7/10
Awakening of the Beast
26 April 2008
Warning: Spoilers
Well, I just finished watching this Coffin Joe entry on IFC and got a kick out of it. Crazy movie where talking heads converse over how "Brazilian" society is under a moral collapse due to drugs and how the use of such provokes depravity and sadism. A series of stories, or various ways taboos can be tap-danced on with relish, alternate how characters do immoral things to each other..such as these sweaty men paying for a prostitute's method of defecation over a pot, how a group of hipsters fondle a school girl before murdering her with a stick in an act of indecency, a movie producer giving an actress seeking work the "casting couch" treatment whacking off as his pal rapes her, an act of adultery where the cheating woman alternates between pleasure and guilt over what she's doing as the grinning male has his way with her, a wealthy wife looks on as her black butler gives her daughter oral sex, etc. While not explicit, these stories are still lurid enough, photographed in B&W, and used as examples at moral decay with drugs being labeled the culprit. We have a psychiatric doctor interested in what actually provokes such behavior and seeks four volunteers for taking LSD recording their reactions using the image of Coffin Joe as a catalyst in tapping into the subconscious. The first hour is that collection of stories, and the final thirty minutes is the madness that is Coffin Joe running rampant in the nightmarish realm of these four selected "victims". The "hallucinations" are filmed in experimental colors and feature some pretty bizarre visuals like women being subjected to embarrassing ordeals, Joe often appearing and disappearing blowing flame from his hands(!), with those "invaded" by Joe baring witness to the frenzy of deranged images which pop up. My favorite image was of the women being knocked silly by Joe, landing at the feet of one volunteer as they kiss his feet. Another bizarre image I found memorable was the one volunteer(..the girl who defecated in the opening of this film)who is "bombarded" with marks of blood, smidgens here and there until she is covered.
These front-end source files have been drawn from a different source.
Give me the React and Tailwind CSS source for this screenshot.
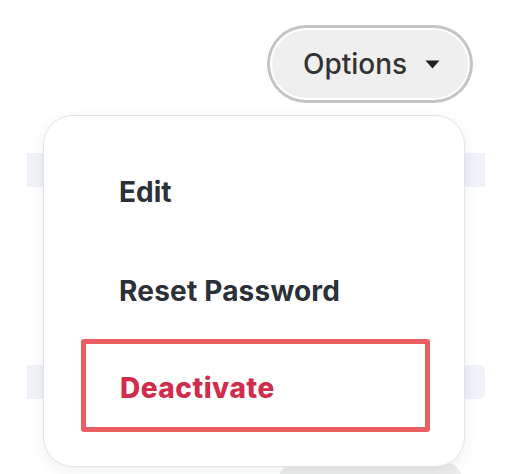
import { useState } from 'react';

function Caret() {
  return (
    <svg width="15" height="9" viewBox="0 0 15 9" className="ml-[18px]">
      <path d="M0.5 0.5h14L7.5 8.5z" fill="#222" />
    </svg>
  );
}

function MenuItem({ label, className = '' }) {
  return (
    <div className={`flex items-center pl-[38px] text-[28px] font-bold text-[#2b3137] ${className}`}>
      {label}
    </div>
  );
}

export default function App() {
  const [open] = useState(true);

  return (
    <div className="relative h-[474px] w-[514px] overflow-hidden bg-white font-['Inter',sans-serif]">
      <div className="flex justify-end pr-[46px] pt-[30px]">
        <button className="flex h-[68px] w-[196px] items-center rounded-full bg-[#efefef] pl-[31px] text-[28px] font-medium text-[#333] shadow-[0_0_0_2px_#fff,0_0_0_5px_#c4c4c4]">
          Options
          <Caret />
        </button>
      </div>

      {/* rows behind the menu */}
      <div className="pl-[27px]">
        <div className="mt-[55px] h-[34px] w-[458px] bg-[#eff2f6]" />
        <div className="mt-[178px] h-[34px] w-[458px] rounded-r-md bg-[#eff2f6]" />
        <div className="ml-[251px] mt-[63px] h-[40px] w-[185px] rounded-full bg-[#ececec]" />
      </div>

      {open && (
        <div className="absolute left-[43px] top-[115px] h-[352px] w-[422px] rounded-[30px] border border-[#dfe4ee] bg-white pb-[34px] pl-[37px] pr-[34px] pt-[26px] shadow-[0_4px_14px_rgba(30,40,60,0.07)]">
          <MenuItem label="Edit" className="h-[100px]" />
          <MenuItem label="Reset Password" className="h-[97px] tracking-[0.2px]" />
          <div className="flex h-[93px] items-center rounded-[3px] border-[5px] border-[#ea5e64] pl-[34px] pt-[5px] text-[28px] font-extrabold tracking-[0.5px] text-[#cf2d4b]">
            Deactivate
          </div>
        </div>
      )}
    </div>
  );
}
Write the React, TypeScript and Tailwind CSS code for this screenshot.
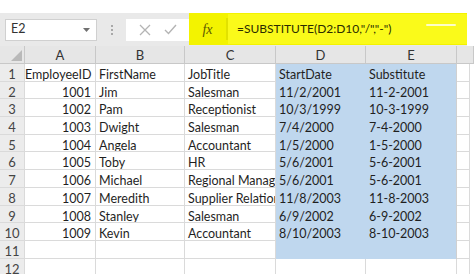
import React, { FC } from 'react';

type Row = [string, string, string, string, string];

const rows: Row[] = [
  ['EmployeeID', 'FirstName', 'JobTitle', 'StartDate', 'Substitute'],
  ['1001', 'Jim', 'Salesman', '11/2/2001', '11-2-2001'],
  ['1002', 'Pam', 'Receptionist', '10/3/1999', '10-3-1999'],
  ['1003', 'Dwight', 'Salesman', '7/4/2000', '7-4-2000'],
  ['1004', 'Angela', 'Accountant', '1/5/2000', '1-5-2000'],
  ['1005', 'Toby', 'HR', '5/6/2001', '5-6-2001'],
  ['1006', 'Michael', 'Regional Manager', '5/6/2001', '5-6-2001'],
  ['1007', 'Meredith', 'Supplier Relations', '11/8/2003', '11-8-2003'],
  ['1008', 'Stanley', 'Salesman', '6/9/2002', '6-9-2002'],
  ['1009', 'Kevin', 'Accountant', '8/10/2003', '8-10-2003'],
  ['', '', '', '', ''],
  ['', '', '', '', ''],
];

const cell = 'h-[17.7px] border-r border-b border-[#dadada] overflow-hidden whitespace-nowrap leading-[17.7px] pt-[2px]';
const blue = 'h-[17.7px] bg-[#bfd7ee] overflow-hidden whitespace-nowrap leading-[17.7px] pt-[2px] pl-[3px]';

const App: FC = () => {
  return (
    <div
      className="w-[474px] h-[274px] overflow-hidden bg-white text-[#1f1f1f]"
      style={{ fontFamily: 'Lato, "Liberation Sans", sans-serif' }}
    >
      <div className="h-[13px] bg-white" />
      {/* formula bar */}
      <div className="h-[33px] bg-[#e9e9e9] flex items-center">
        <div className="ml-[5px] w-[92px] h-[22px] bg-white border border-[#d0d0d0] flex items-center justify-between px-[5px] text-[12.5px] text-[#333]">
          <span>E2</span>
          <svg width="7" height="4" viewBox="0 0 7 4" className="mr-[1px]">
            <path d="M0 0 L7 0 L3.5 4 Z" fill="#707070" />
          </svg>
        </div>
        <div className="w-[29px] flex flex-col items-center gap-[2px]">
          <span className="w-[2px] h-[2px] bg-[#a8a8a8]" />
          <span className="w-[2px] h-[2px] bg-[#a8a8a8]" />
          <span className="w-[2px] h-[2px] bg-[#a8a8a8]" />
        </div>
        <div className="w-[63px] h-[22px] bg-white flex items-center justify-around px-[6px]">
          <svg width="12" height="12" viewBox="0 0 12 12">
            <path d="M1 1 L11 11 M11 1 L1 11" stroke="#b4b4b4" strokeWidth="1.3" />
          </svg>
          <svg width="13" height="11" viewBox="0 0 13 11">
            <path d="M1 6 L4.5 9.5 L12 1" stroke="#b4b4b4" strokeWidth="1.4" fill="none" />
          </svg>
        </div>
        <div className="h-[32px] w-[278px] bg-[#f3f300] flex items-center self-start">
          <div className="w-[37px] h-[22px] mt-[1px] flex items-center justify-center">
            <span
              className="italic text-[14px] text-[#5c5a00]"
              style={{ fontFamily: '"Liberation Serif", serif' }}
            >
              fx
            </span>
          </div>
          <div className="w-[2px] h-[22px] bg-[#e2e200]" />
          <div className="flex-1 h-[30px] bg-[#fafa1a] flex items-center pl-[9px] text-[12px] text-[#2b2b00] relative">
            =SUBSTITUTE(D2:D10,"/","-")
            <span className="absolute left-[198px] top-[10px] w-[30px] h-[2px] bg-[#fdfdc8] rounded-full" />
          </div>
        </div>
        <div className="flex-1 h-full bg-white" />
      </div>
      {/* sheet */}
      <div className="grid grid-cols-[25px_71px_89px_91px_90px_91px_1fr] text-[12.5px]">
        <div className="h-[18px] bg-[#e6e6e6] border-r border-b border-[#c8c8c8] relative">
          <svg width="11" height="11" viewBox="0 0 11 11" className="absolute right-[2px] bottom-[2px]">
            <path d="M11 0 L11 11 L0 11 Z" fill="#b9b9b9" />
          </svg>
        </div>
        {['A', 'B', 'C', 'D', 'E', ''].map((h, i) => (
          <div
            key={i}
            className="h-[18px] bg-[#e6e6e6] border-r border-b border-[#c8c8c8] text-center leading-[18px] text-[#333] text-[13px]"
          >
            {h}
          </div>
        ))}
        {rows.map((r, i) => (
          <React.Fragment key={i}>
            <div className={`${cell} bg-[#ececec] border-[#d0d0d0] text-center text-[#444] text-[13px]`}>{i + 1}</div>
            <div className={`${cell} text-right pr-[4px]`}>{r[0]}</div>
            <div className={`${cell} pl-[3px]`}>{r[1]}</div>
            <div className={`${cell} pl-[3px]`}>{r[2]}</div>
            {i < 11 ? (
              <>
                <div className={blue}>{r[3]}</div>
                <div className={`${blue} border-r border-[#d0d0d0]`}>{r[4]}</div>
              </>
            ) : (
              <>
                <div className={`${cell} pl-[3px]`}>{r[3]}</div>
                <div className={`${cell} pl-[3px]`}>{r[4]}</div>
              </>
            )}
            <div className={`${cell} mr-[4px]`} />
          </React.Fragment>
        ))}
      </div>
    </div>
  );
};

export default App;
Oh, and there's this "game show" where Marins, as himself(..although the media and panel tend to refer to him as the evil character of Joe, perhaps a statement that some critics can not separate the creator from his creation), is subjected to a panel who question his art. This is witnessed by the psychiatrist who is inspired to run his "LSD test" using the character of Joe in his experiment.

The group discussing the effects of drugs on the people also includes Marins, which makes this rather odd. The climactic scene puts everything into perspective, and is a nice sense of irony. I think, also, that this was ahead of the curve in that one might look at how the media and public at large indict horror and music, in this day and age, as channels for evil which only encourage those to commit crimes and perversion. Perhaps Marins film will actually thwart that..we ourselves are behind the things committed in the movie, not some created character in a film or a comic book.